Exercise details
Exactly and only the lines from the first entry through the line with "<cookie-button></cookie-button>" should be copied, both ends included, with no pictures.

Supplied data
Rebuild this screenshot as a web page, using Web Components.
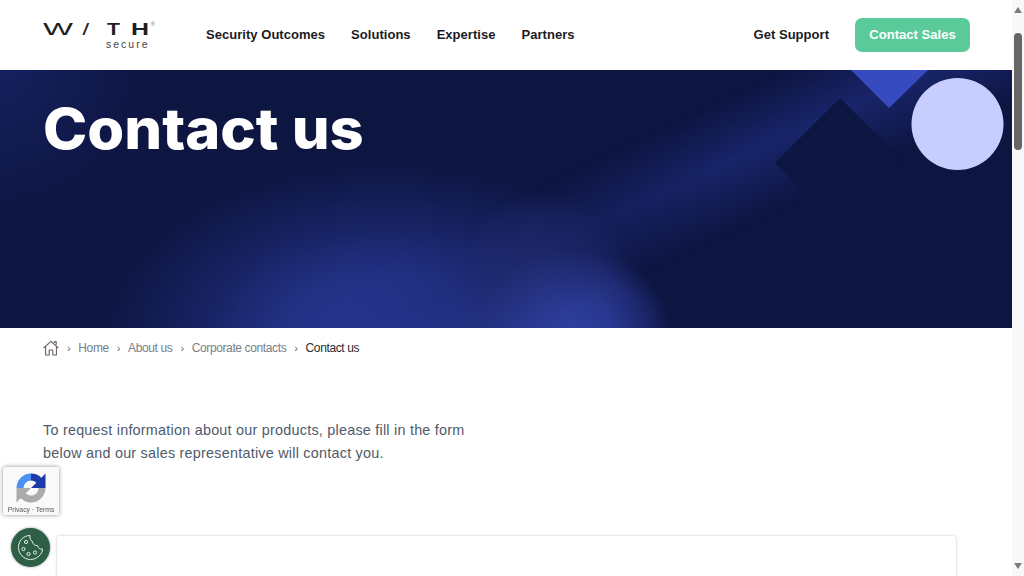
<!DOCTYPE html>
<html>
<head>
<meta charset="utf-8">
<style>
html,body{margin:0;height:100%;overflow:hidden;background:#fff}
body{font-family:"Liberation Sans",Arial,sans-serif}
.page{display:grid;grid-template-columns:1012px 12px;height:576px}
.main{height:576px;overflow:hidden}
</style>
</head>
<body>
<div class="page">
  <div class="main">
    <site-header></site-header>
    <hero-banner>Contact us</hero-banner>
    <bread-crumbs></bread-crumbs>
    <intro-text>To request information about our products, please fill in the form below and our sales representative will contact you.</intro-text>
    <form-card></form-card>
  </div>
  <fake-scrollbar></fake-scrollbar>
</div>
<recaptcha-badge></recaptcha-badge>
<cookie-button></cookie-button>

<script>
class SiteHeader extends HTMLElement {
    constructor() {
        super()
        const shadow = this.attachShadow({ mode: 'open' })
        shadow.innerHTML = `
        <style>
        :host{display:flex;align-items:center;height:70px;box-sizing:border-box;padding:0 42px 0 43px;background:#fff;
            font-family:"Liberation Sans",Arial,sans-serif;box-shadow:0 1px 2px rgba(0,0,0,.15);position:relative}
        .logo{width:113px;height:32px;flex:none;display:block;margin-top:-1px}
        nav{display:flex;gap:26px;margin-left:50px}
        a{font-size:13px;line-height:15px;padding-bottom:2px;font-weight:700;color:#1b1b1f;white-space:nowrap;letter-spacing:.035px}
        .right{margin-left:auto;display:flex;align-items:center;gap:26px}
        .cta{display:flex;align-items:center;justify-content:center;box-sizing:border-box;width:115px;height:34px;border-radius:7px;background:#5bca9b;color:#fff;letter-spacing:.03px}
        </style>
        <svg class="logo" viewBox="0 0 113 32" fill="#1e1e22" font-family="Liberation Sans">
          <text x="0" y="16" font-size="17" textLength="30" lengthAdjust="spacingAndGlyphs">W</text>
          <text x="40" y="16" font-size="17" font-weight="700" font-style="italic">/</text>
          <text x="64" y="16" font-size="17" font-weight="700" textLength="13" lengthAdjust="spacingAndGlyphs">T</text>
          <text x="88" y="16" font-size="17" font-weight="700" textLength="18" lengthAdjust="spacingAndGlyphs">H</text>
          <text x="108" y="7" font-size="5" fill="#666">®</text>
          <text x="63" y="29" font-size="10.5" fill="#444" letter-spacing="2">secure</text>
        </svg>
        <nav><a>Security Outcomes</a><a>Solutions</a><a>Expertise</a><a>Partners</a></nav>
        <div class="right"><a>Get Support</a><a class="cta">Contact Sales</a></div>
        `
    }
}
window.customElements.define('site-header', SiteHeader)

class HeroBanner extends HTMLElement {
    constructor() {
        super()
        const shadow = this.attachShadow({ mode: 'open' })
        shadow.innerHTML = `
        <style>
        :host{display:block;position:relative;height:258px;overflow:hidden;
            background:
              radial-gradient(ellipse 100px 85px at 572px 264px,#2e3f9f 0,rgba(43,59,152,.85) 40%,rgba(42,56,148,.45) 75%,rgba(36,50,130,0) 100%),
              radial-gradient(ellipse 90px 105px at 545px 225px,rgba(46,54,118,.75) 0,rgba(42,50,116,.4) 55%,rgba(38,48,116,0) 100%),
              radial-gradient(ellipse 285px 175px at 385px 266px,#263590 0,#233185 35%,rgba(28,40,112,.7) 65%,rgba(18,28,80,0) 100%),
              radial-gradient(circle 150px at 0 0,#15215e 0,rgba(13,21,65,0) 100%),
              #0d1541}
        .band{position:absolute;inset:0;
            background:linear-gradient(155.3deg,rgba(25,37,100,0) 50%,#19256a 59%,rgba(25,37,100,0) 69%);
            -webkit-mask-image:linear-gradient(90deg,transparent 35%,#000 72%);mask-image:linear-gradient(90deg,transparent 35%,#000 72%)}
        .shapes{position:absolute;inset:0;display:block}
        h1{position:relative;margin:0;padding:24px 0 0 43px;font:800 56px/70px Inter,"Liberation Sans",sans-serif;color:#fff;transform:scaleX(1.065);transform-origin:43px 0}
        </style>
        <div class="band"></div>
        <svg class="shapes" viewBox="0 0 1012 258">
          <polygon points="775,93 840,28 905,93 840,158" fill="#0d1541"/>
          <polygon points="851,0 928,0 889,38" fill="#364bc0"/>
          <circle cx="957.5" cy="54" r="46" fill="#c7cdff"/>
        </svg>
        <h1><slot></slot></h1>
        `
    }
}
window.customElements.define('hero-banner', HeroBanner)

class BreadCrumbs extends HTMLElement {
    constructor() {
        super()
        const shadow = this.attachShadow({ mode: 'open' })
        shadow.innerHTML = `
        <style>
        :host{display:flex;align-items:center;box-sizing:border-box;height:38px;padding:1px 43px 0;font:12px "Liberation Sans",Arial,sans-serif;color:#7a7d88;letter-spacing:-.38px}
        svg{width:16px;height:16px;margin-right:8px;flex:none}
        i{font-style:normal;font-size:11px;margin:0 8px;color:#666}
        i.first{margin-left:0}
        b{font-weight:400;color:#2a2b33}
        </style>
        <svg viewBox="0 0 16 16" fill="none" stroke="#6b5f60" stroke-width="1.1" stroke-linejoin="round">
          <path d="M.6 8 8 1.4 15.4 8M2.6 6.6V15H6.2V10H9.8V15H13.4V6.6M11.4 3V1.6H13.2V4.8"/>
        </svg>
        <i class="first">›</i><span>Home</span><i>›</i><span>About us</span><i>›</i><span>Corporate contacts</span><i>›</i><b>Contact us</b>
        `
    }
}
window.customElements.define('bread-crumbs', BreadCrumbs)

class IntroText extends HTMLElement {
    constructor() {
        super()
        const shadow = this.attachShadow({ mode: 'open' })
        shadow.innerHTML = `
        <style>
        :host{display:block;width:440px;margin:53px 0 0 43px;font:14.4px/23px "Liberation Sans",Arial,sans-serif;color:#4f5a6b;letter-spacing:.23px}
        </style>
        <slot></slot>
        `
    }
}
window.customElements.define('intro-text', IntroText)

class FormCard extends HTMLElement {
    constructor() {
        super()
        const shadow = this.attachShadow({ mode: 'open' })
        shadow.innerHTML = `
        <style>
        :host{display:block;box-sizing:border-box;width:901px;height:200px;margin:70px 0 0 56px;background:#fff;border-radius:4px;border:1px solid #e9e9e9;box-shadow:0 0 3px rgba(0,0,0,.08)}
        </style>
        `
    }
}
window.customElements.define('form-card', FormCard)

class FakeScrollbar extends HTMLElement {
    constructor() {
        super()
        const shadow = this.attachShadow({ mode: 'open' })
        shadow.innerHTML = `
        <style>
        :host{display:flex;flex-direction:column;align-items:center;height:576px;background:#f8f8f8}
        .arrow{width:0;height:0;border-left:4px solid transparent;border-right:4px solid transparent;margin-top:7px;border-bottom:6px solid #7c7c7c}
        .thumb{width:8px;height:117px;margin-top:20px;border-radius:4px;background:#666}
        .down{margin-top:auto;margin-bottom:7px;border-bottom:0;border-top:6px solid #7c7c7c}
        </style>
        <div class="arrow"></div><div class="thumb"></div><div class="arrow down"></div>
        `
    }
}
window.customElements.define('fake-scrollbar', FakeScrollbar)

class RecaptchaBadge extends HTMLElement {
    constructor() {
        super()
        const shadow = this.attachShadow({ mode: 'open' })
        shadow.innerHTML = `
        <style>
        :host{position:fixed;left:3px;top:467px;width:56px;height:48px;background:#f9f9f9;border-radius:2px;box-shadow:0 0 4px rgba(0,0,0,.45);
            display:flex;flex-direction:column;align-items:center;font:6.8px "Liberation Sans",Arial,sans-serif;color:#555}
        svg{width:32px;height:32px;margin-top:5px;display:block}
        span{margin-top:2px;white-space:nowrap}
        </style>
        <svg viewBox="0 0 32 32">
          <path d="M1.5 16H16L10.7 21.3A7.5 7.5 0 0 0 23.5 16H30.5A14.5 14.5 0 0 1 5.7 26.3L1.5 30.5Z" fill="#ababab"/>
          <path d="M16 1.5A14.5 14.5 0 0 0 1.5 16H8.5A7.5 7.5 0 0 1 16 8.5Z" fill="#4a90f5"/>
          <path d="M16 1.5A14.5 14.5 0 0 1 26.3 5.7L30.5 1.5V16H16L21.3 10.7A7.5 7.5 0 0 0 16 8.5Z" fill="#1c3aa9"/>
        </svg>
        <span>Privacy · Terms</span>
        `
    }
}
window.customElements.define('recaptcha-badge', RecaptchaBadge)

class CookieButton extends HTMLElement {
    constructor() {
        super()
        const shadow = this.attachShadow({ mode: 'open' })
        shadow.innerHTML = `
        <style>
        :host{position:fixed;left:11px;top:528px;width:39px;height:39px;border-radius:50%;background:#2c5f45;box-shadow:0 0 3px rgba(0,0,0,.4);display:flex;align-items:center;justify-content:center}
        svg{width:27px;height:27px;display:block}
        </style>
        <svg viewBox="0 0 27 27" fill="none" stroke="#e8efe9" stroke-width="1">
          <path d="M13 1.5C6 1.5 1.5 7 1.5 13.5S7 25.5 13.5 25.5 25.5 20 25.5 15C23 15.5 21 14 20.5 11.5 18 12 15.5 10 15.5 7.5 13.5 7 12.5 4 13 1.5Z"/>
          <circle cx="9" cy="8" r="1.6"/><circle cx="6.5" cy="15" r="1.6"/><circle cx="11.5" cy="20" r="1.6"/><circle cx="18" cy="18.5" r="1.6"/>
        </svg>
        `
    }
}
window.customElements.define('cookie-button', CookieButton)
</script>
</body>
</html>
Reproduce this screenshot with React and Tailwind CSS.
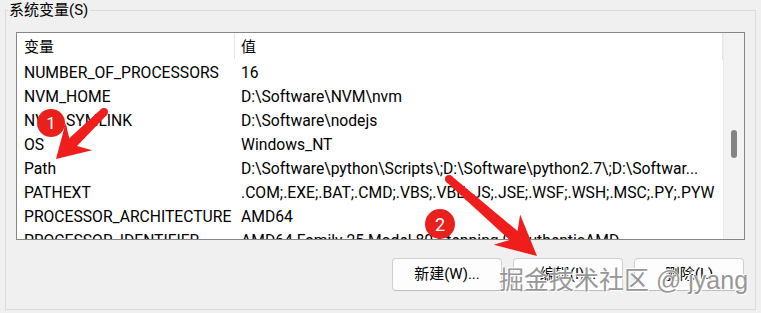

Answer for the task
Rebuild this screenshot as a web page, using Web Components.
<!DOCTYPE html>
<html>
<head>
<meta charset="utf-8">
<style>
html,body{margin:0;height:100%;overflow:hidden;background:#fff}
body{font-family:"Liberation Sans",Arial,sans-serif}
.page{display:grid;grid-template-columns:1012px 12px;height:576px}
.main{height:576px;overflow:hidden}
</style>
</head>
<body>
<div class="page">
  <div class="main">
    <site-header></site-header>
    <hero-banner>Contact us</hero-banner>
    <bread-crumbs></bread-crumbs>
    <intro-text>To request information about our products, please fill in the form below and our sales representative will contact you.</intro-text>
    <form-card></form-card>
  </div>
  <fake-scrollbar></fake-scrollbar>
</div>
<recaptcha-badge></recaptcha-badge>
<cookie-button></cookie-button>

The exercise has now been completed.